Now, we want to find 'h'. Let's do some rearranging:
Multiply both sides by (R + h):
0.1 * (R + h) = R

Distribute the 0.1:
0.1R + 0.1h = R

Now, let's get all the 'R's on one side and 'h' on the other. Subtract 0.1R from both sides:
0.1h = R - 0.1R

R - 0.1R is like having 1 whole pizza and eating 0.1 of it, so you have 0.9 of the pizza left:
0.1h = 0.9R

Finally, to find 'h', divide both sides by 0.1:
h = 0.9R / 0.1
h = 9R

So, you have to go up 9 times the Earth's radius for gravity to become just 1% of what it is on the surface!

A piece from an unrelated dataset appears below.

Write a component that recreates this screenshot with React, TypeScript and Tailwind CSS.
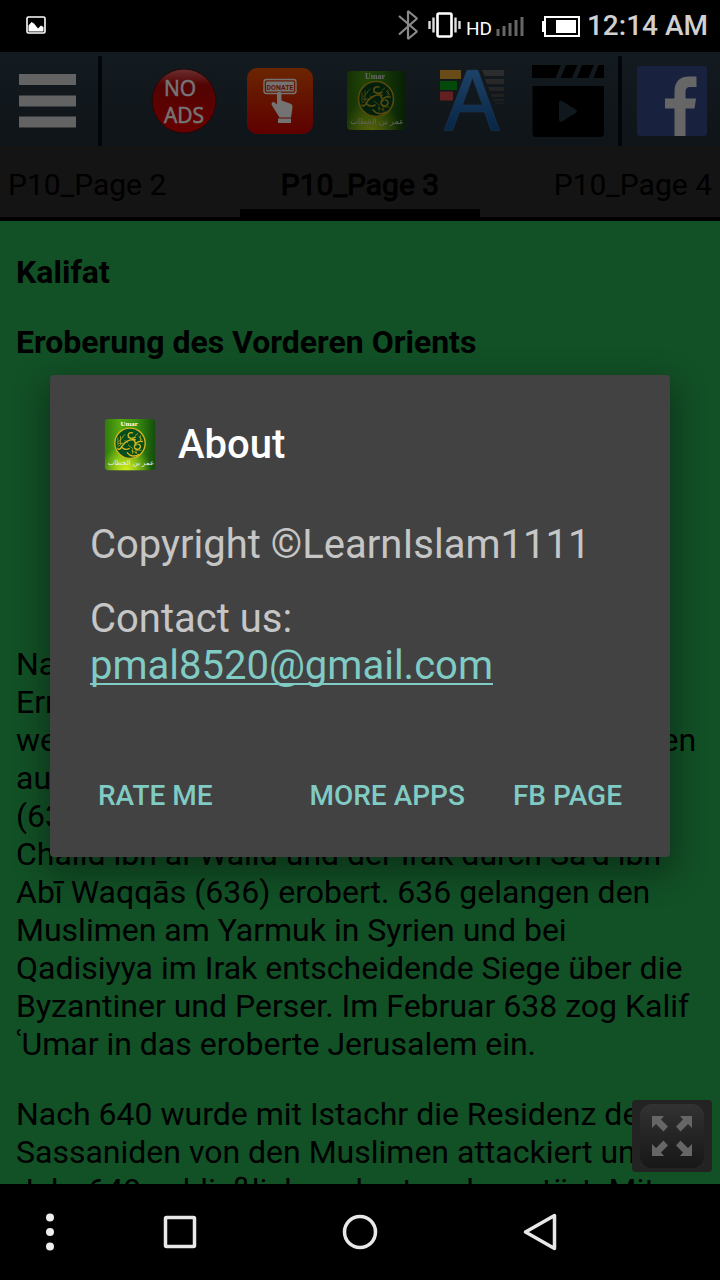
type TabProps = {
    label: string
    active?: boolean
    align: string
}

const tabs: TabProps[] = [
    { label: 'P10_Page 2', align: 'text-left' },
    { label: 'P10_Page 3', align: 'text-center', active: true },
    { label: 'P10_Page 4', align: 'text-right' },
]

const lines = [
    'Nach dem Tod von Abū Bakr und der',
    'Ernennung von ʿUmar zum Kalifen',
    'werden die Eroberungen der Muslime gen Osten',
    'auf Syrien und Palästina gelenkt',
    '(634). Syrien wurde 635 durch',
    'Chālid ibn al-Walīd und der Irak durch Saʿd ibn',
    'Abī Waqqās (636) erobert. 636 gelangen den',
    'Muslimen am Yarmuk in Syrien und bei',
    'Qadisiyya im Irak entscheidende Siege über die',
    'Byzantiner und Perser. Im Februar 638 zog Kalif',
    'ʿUmar in das eroberte Jerusalem ein.',
]

const moreLines = [
    'Nach 640 wurde mit Istachr die Residenz der',
    'Sassaniden von den Muslimen attackiert und im',
    'Jahr 649 schließlich erobert und zerstört. Mit',
]

const AppIcon = ({ className }: { className: string }) => {
    return (
        <svg className={className} viewBox="0 0 60 60">
            <defs>
                <linearGradient id="leaf" x1="0" x2="1">
                    <stop offset="0" stopColor="#2f7a10" />
                    <stop offset="0.3" stopColor="#56a80e" />
                    <stop offset="0.6" stopColor="#3d9412" />
                    <stop offset="1" stopColor="#124d0b" />
                </linearGradient>
                <radialGradient id="glow" cx="0.42" cy="1" r="0.5">
                    <stop offset="0" stopColor="#d3f01c" />
                    <stop offset="1" stopColor="#d3f01c" stopOpacity="0" />
                </radialGradient>
            </defs>
            <rect x="1" y="0" width="58" height="59" rx="4" fill="url(#leaf)" />
            <rect x="1" y="0" width="58" height="59" rx="4" fill="url(#glow)" />
            <circle cx="30" cy="28" r="17.500" fill="#034d1f" stroke="#d3b41c" strokeWidth="1.600" />
            <g fill="none" stroke="#d6b91e" strokeLinecap="round" strokeLinejoin="round">
                <path strokeWidth="1.600" d="M33 16c-3-1-6 1-5 4s5 3 8 1M28 21c4 1 8 4 9 9M36 24c-6-1-12 2-15 7-2 4-4 5-5 3M20 32c2 3 6 4 9 2M44 26c-4-1-9 2-9 6 0 3 4 4 6 2s1-5-2-5M27 39c3 4 9 5 13 2" />
                <path strokeWidth="0.800" d="M16 22v8M19 20v9M22 21l-5 5M40 20l4 4M42 19v7M38 36h5M32 37l6 2M33 35v5M37 34v6M17 28h7M24 18l-3 3M24 25l3 2M39 17l-3 2M16 32l4-3M28 30l5 4" />
            </g>
            <text x="29" y="8" fill="#fff" fontSize="8" fontWeight="700" textAnchor="middle" fontFamily="Liberation Serif, serif">Umar</text>
            <text x="31" y="53" fill="#eee" fontSize="8" textAnchor="middle" fontFamily="DejaVu Sans, sans-serif">عمر بن الخطاب</text>
        </svg>
    )
}

const StatusBar = () => {
    return (
        <header className="flex h-13 shrink-0 items-center justify-between bg-black pr-3 pl-6">
            <svg className="h-6 w-6" viewBox="0 0 24 24">
                <rect x="3" y="3" width="18" height="16" rx="1.500" fill="none" stroke="#fff" strokeWidth="1.600" />
                <path d="M4.500 17.500v-6l3-3.500 2.500 1.500 4 5 3-3 2.500 1.500v4.500z" fill="#fff" />
            </svg>
            <div className="flex items-center">
                <svg className="h-9 w-48" viewBox="1 0 192 36" fill="none">
                    <path d="M5 8l18 15.500-9 7.500V3l9 7.500L5 26.500" stroke="#8a8a8a" strokeWidth="2.200" strokeLinejoin="bevel" />
                    <rect x="43.500" y="5.500" width="14" height="23" rx="1.500" stroke="#fff" strokeWidth="2.600" />
                    <path d="M39.500 9.500v15M61.500 9.500v15M35.500 13v8M65.500 13v8" stroke="#ddd" strokeWidth="2.400" />
                    <text x="72" y="27" fill="#fff" fontSize="19" fontFamily="Roboto, sans-serif">HD</text>
                    <path d="M104 28v-7M110 28v-10M116 28v-13M122 28v-16M128 28v-19" stroke="#666" strokeWidth="3" />
                    <path d="M151 9h34v19h-34z" stroke="#fff" strokeWidth="2" />
                    <path d="M148 13h2v11h-2zM162 12h20v13h-20z" fill="#fff" />
                </svg>
                <span className="text-[28px] leading-8 font-medium text-[#d0d0d0]">12:14 AM</span>
            </div>
        </header>
    )
}

const Toolbar = () => {
    return (
        <div className="flex h-[94px] shrink-0 bg-linear-to-b from-[#141b20] to-[#0e1418] pt-1">
            <button aria-label="Menu" className="flex w-[98px] items-center pl-[18px]">
                <svg className="h-14 w-[58px]" viewBox="0 0 58 56" fill="#636363">
                    <path d="M1 1h57v11H1zM1 22.500h57v11H1zM1 43.500h57v11H1z" />
                </svg>
            </button>
            <div className="w-1 bg-[#02060a]" />
            <div className="flex flex-1 items-center justify-end">
                <button aria-label="No ads" className="flex w-24 justify-center">
                    <svg className="h-[66px] w-[66px]" viewBox="0 0 66 66">
                        <defs>
                            <linearGradient id="red" x2="0" y2="1">
                                <stop offset="0" stopColor="#6d3030" />
                                <stop offset="0.250" stopColor="#520303" />
                                <stop offset="1" stopColor="#680000" />
                            </linearGradient>
                        </defs>
                        <circle cx="33" cy="33" r="32" fill="url(#red)" stroke="#220808" />
                        <g fill="#757575" stroke="#757575" strokeWidth="0.600" fontSize="21" fontFamily="Open Sans, sans-serif">
                            <text x="13" y="28">NO</text>
                            <text x="13" y="55">ADS</text>
                        </g>
                    </svg>
                </button>
                <button aria-label="Donate" className="flex w-24 justify-center">
                    <svg className="h-[66px] w-[66px]" viewBox="0 0 66 66">
                        <defs>
                            <linearGradient id="orange" x2="0" y2="1">
                                <stop offset="0" stopColor="#6b2500" />
                                <stop offset="1" stopColor="#5e0000" />
                            </linearGradient>
                        </defs>
                        <rect width="66" height="66" rx="10" fill="url(#orange)" />
                        <rect x="17" y="11.500" width="32" height="14" rx="2.500" fill="none" stroke="#737373" strokeWidth="1.400" />
                        <rect x="19" y="13.500" width="28" height="10" rx="1" fill="#737373" />
                        <text x="33" y="21.500" fill="#5f1400" fontSize="7" fontWeight="700" textAnchor="middle" fontFamily="Roboto, sans-serif">DONATE</text>
                        <path d="M30 26c0-3 4.500-3 4.500 0v6.500l8.500 3c2 .6 2.700 2 2.500 4l-1.500 10H32.500l-7.500-12c-1.500-2.500.8-4.500 2.800-3l2.200 2zM31 50.500h13v4.500H31z" fill="#737373" />
                    </svg>
                </button>
                <button aria-label="Umar" className="flex w-24 justify-center">
                    <AppIcon className="h-15 w-15 brightness-[0.4]" />
                </button>
                <button aria-label="Font" className="flex w-24 justify-center">
                    <svg className="h-16 w-16" viewBox="0 0 64 64">
                        <defs>
                            <linearGradient id="blue" x2="0" y2="1">
                                <stop offset="0" stopColor="#1d4269" />
                                <stop offset="1" stopColor="#082645" />
                            </linearGradient>
                            <linearGradient id="steel" x2="0" y2="1">
                                <stop offset="0" stopColor="#2e2e2e" />
                                <stop offset="1" stopColor="#1c1c1c" />
                            </linearGradient>
                        </defs>
                        <path d="M0 1h21v9H0z" fill="#694b17" />
                        <path d="M0 12h17v9H0z" fill="#05490a" />
                        <path d="M0 22.500h13v9H0z" fill="#622020" />
                        <path d="M42 1h22v6H44.500zM45 10h19v5H47zM48 18h16v4H50zM51 25h13v3H52zM53 30h11v2H54zM55 33.500h9v1.500H56z" fill="url(#steel)" />
                        <path d="M27 1h11l21.500 60.500h-8.500L44.500 43H19.500l-7 18.500H4zM32.500 9L22.500 36H42.500z" fill="url(#blue)" stroke="#203a55" strokeWidth="0.500" fillRule="evenodd" />
                    </svg>
                </button>
                <button aria-label="Videos" className="flex w-24 justify-center">
                    <svg className="h-[72px] w-[72px]" viewBox="0 0 72 72">
                        <path d="M0 0h29l-5.500 13H0zM34 0h11.500L40 13H28.500zM50 0h12l-5.500 13H45zM66.500 0H72v13H61.500zM.5 21H72v47a4 4 0 0 1-4 4H4.500a4 4 0 0 1-4-4z" fill="#000" />
                        <path d="M27 38.500q0-4.500 4-2l12.500 8q3 1.800 0 3.600L31 56q-4 2.500-4-2z" fill="#11181d" />
                    </svg>
                </button>
            </div>
            <div className="ml-[2px] w-1 bg-[#02060a]" />
            <button aria-label="Facebook" className="flex w-[98px] items-center justify-center pl-[2px]">
                <svg className="h-[70px] w-[70px]" viewBox="0 0 70 70">
                    <rect width="70" height="70" rx="3" fill="#18223f" />
                    <path d="M37.500 70V42.500h-9.500v-10h9.500v-7C37.500 15 43.500 10.500 52 10.500h7.500V21h-5.500c-4.500 0-5.500 2-5.500 5.500v6h10.500l-1.500 10h-9V70z" fill="#666" />
                </svg>
            </button>
        </div>
    )
}

const Tab = ({ label, active, align }: TabProps) => {
    return (
        <button
            role="tab"
            aria-selected={!!active}
            className={`h-[71px] border-b-8 px-2 pt-[14px] text-[30px] ${align} ${active ? 'border-black [-webkit-text-stroke:1px_black]' : 'border-transparent'}`}
        >
            {label}
        </button>
    )
}

const AboutDialog = () => {
    return (
        <div className="absolute inset-x-0 top-12 bottom-24 flex items-center justify-center px-[50px]">
            <section role="dialog" aria-labelledby="about" className="w-full rounded-[4px] bg-[#424242] px-10 pt-10 pb-[25px] shadow-[0_12px_32px_4px_rgba(0,0,0,0.35)]">
                <div className="flex h-15 items-center gap-[22px] pl-[14px]">
                    <AppIcon className="h-[52px] w-[52px]" />
                    <h1 id="about" className="text-[40px] font-medium text-white">About</h1>
                </div>
                <div className="mt-[46px] text-[40px] leading-[47px] text-[#c6c6c6]">
                    <p>Copyright ©LearnIslam1111</p>
                    <p className="mt-[27px]">Contact us:</p>
                    <a href="mailto:pmal8520@gmail.com" className="block text-[#80cbc4] underline decoration-2 underline-offset-4 [text-decoration-skip-ink:none]">
                        pmal8520@gmail.com
                    </a>
                </div>
                <div className="mt-[71px] flex h-18 items-center px-2 text-[28px] font-medium text-[#80cbc4]">
                    <button className="mr-auto">RATE ME</button>
                    <button className="mr-12">MORE APPS</button>
                    <button>FB PAGE</button>
                </div>
            </section>
        </div>
    )
}

const NavBar = () => {
    return (
        <nav className="grid h-24 shrink-0 grid-cols-[5fr_8fr_10fr_8fr_5fr] place-items-center bg-black">
            <button aria-label="More">
                <svg className="h-10 w-10" viewBox="0 0 40 40" fill="#eee">
                    <circle cx="20" cy="5.500" r="4" />
                    <circle cx="20" cy="20" r="4" />
                    <circle cx="20" cy="34.500" r="4" />
                </svg>
            </button>
            <button aria-label="Recent apps">
                <svg className="h-10 w-10" viewBox="0 0 40 40" fill="none" stroke="#e8e8e8" strokeWidth="3.500">
                    <rect x="5.500" y="5.500" width="29" height="29" rx="1" />
                </svg>
            </button>
            <button aria-label="Home">
                <svg className="h-10 w-10" viewBox="0 0 40 40" fill="none" stroke="#e8e8e8" strokeWidth="3.500">
                    <circle cx="20" cy="20" r="15.500" />
                </svg>
            </button>
            <button aria-label="Back">
                <svg className="h-10 w-10" viewBox="0 0 40 40" fill="none" stroke="#e8e8e8" strokeWidth="3.500" strokeLinejoin="round">
                    <path d="M34.500 3.500v33L5.500 20z" />
                </svg>
            </button>
        </nav>
    )
}

const App = () => {
    return (
        <div className="relative flex h-screen flex-col overflow-hidden bg-black font-[Roboto,'Noto_Sans',sans-serif] text-black">
            <StatusBar />
            <Toolbar />
            <div role="tablist" className="grid shrink-0 grid-cols-3 border-b-4 border-black bg-[#141414]">
                {tabs.map((tab) => (
                    <Tab key={tab.label} {...tab} />
                ))}
            </div>

            <main className="relative min-h-0 flex-1 overflow-hidden bg-[#125026] px-4 pt-8 text-[32px] leading-[38px] whitespace-nowrap">
                <h2 className="font-bold">Kalifat</h2>
                <h2 className="mt-8 font-bold">Eroberung des Vorderen Orients</h2>
                <div className="h-[284px]" />
                <p>
                    {lines.map((line) => (
                        <span key={line} className="block">{line}</span>
                    ))}
                </p>
                <p className="mt-8">
                    {moreLines.map((line) => (
                        <span key={line} className="block">{line}</span>
                    ))}
                </p>

                <button aria-label="Fullscreen" className="absolute right-2 bottom-3 flex h-18 w-20 justify-center rounded-[4px] bg-[#232323] pt-1">
                    <span className="flex h-16 w-16 items-center justify-center rounded-xl bg-linear-to-b from-[#323232] to-[#171717]">
                        <svg className="h-10 w-10" viewBox="0 0 40 40" fill="#666">
                            <path d="M0 0h12L9 3.500l7 7-4.500 5-7.500-7.500L0 12zM40 0v12l-4-4-7.500 7.500-4.500-5 7-7L28 0zM0 40V28l4 4 7.500-7.500 4.500 5-7 7 3 3.500zM40 40H28l3-3.500-7-7 4.500-5L36 32l4-4z" />
                        </svg>
                    </span>
                </button>
            </main>

            <NavBar />
            <AboutDialog />
        </div>
    )
}

export default App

That's super high!

Alternative answer

Answer: 9R Explain
This is a question about how gravity changes as you go higher up from the Earth's surface . The solving step is:

1. First, we know that gravity gets weaker the further you are from the *center* of the Earth. It follows a special rule: if you are 'x' times further away from the center, gravity becomes '1/x squared' times weaker.
2. The problem says gravity becomes 1% of its value at the surface. 1% is the same as 1/100.
3. So, if gravity is 1/100 as strong, then the 'distance squared' must be 100 times bigger (because 1 / (distance squared) = 1/100, so distance squared must be 100).
4. To find the actual distance, we need to take the square root of 100, which is 10. This means the new distance from the *center* of the Earth is 10 times the original distance.
5. At the surface, our distance from the center is 'R' (the Earth's radius). So, the new distance from the center is 10 * R.
6. This new distance (10R) includes the Earth's radius (R) plus the height 'h' above the surface. So, R + h = 10R.
7. To find 'h', we just subtract 'R' from both sides: h = 10R - R = 9R.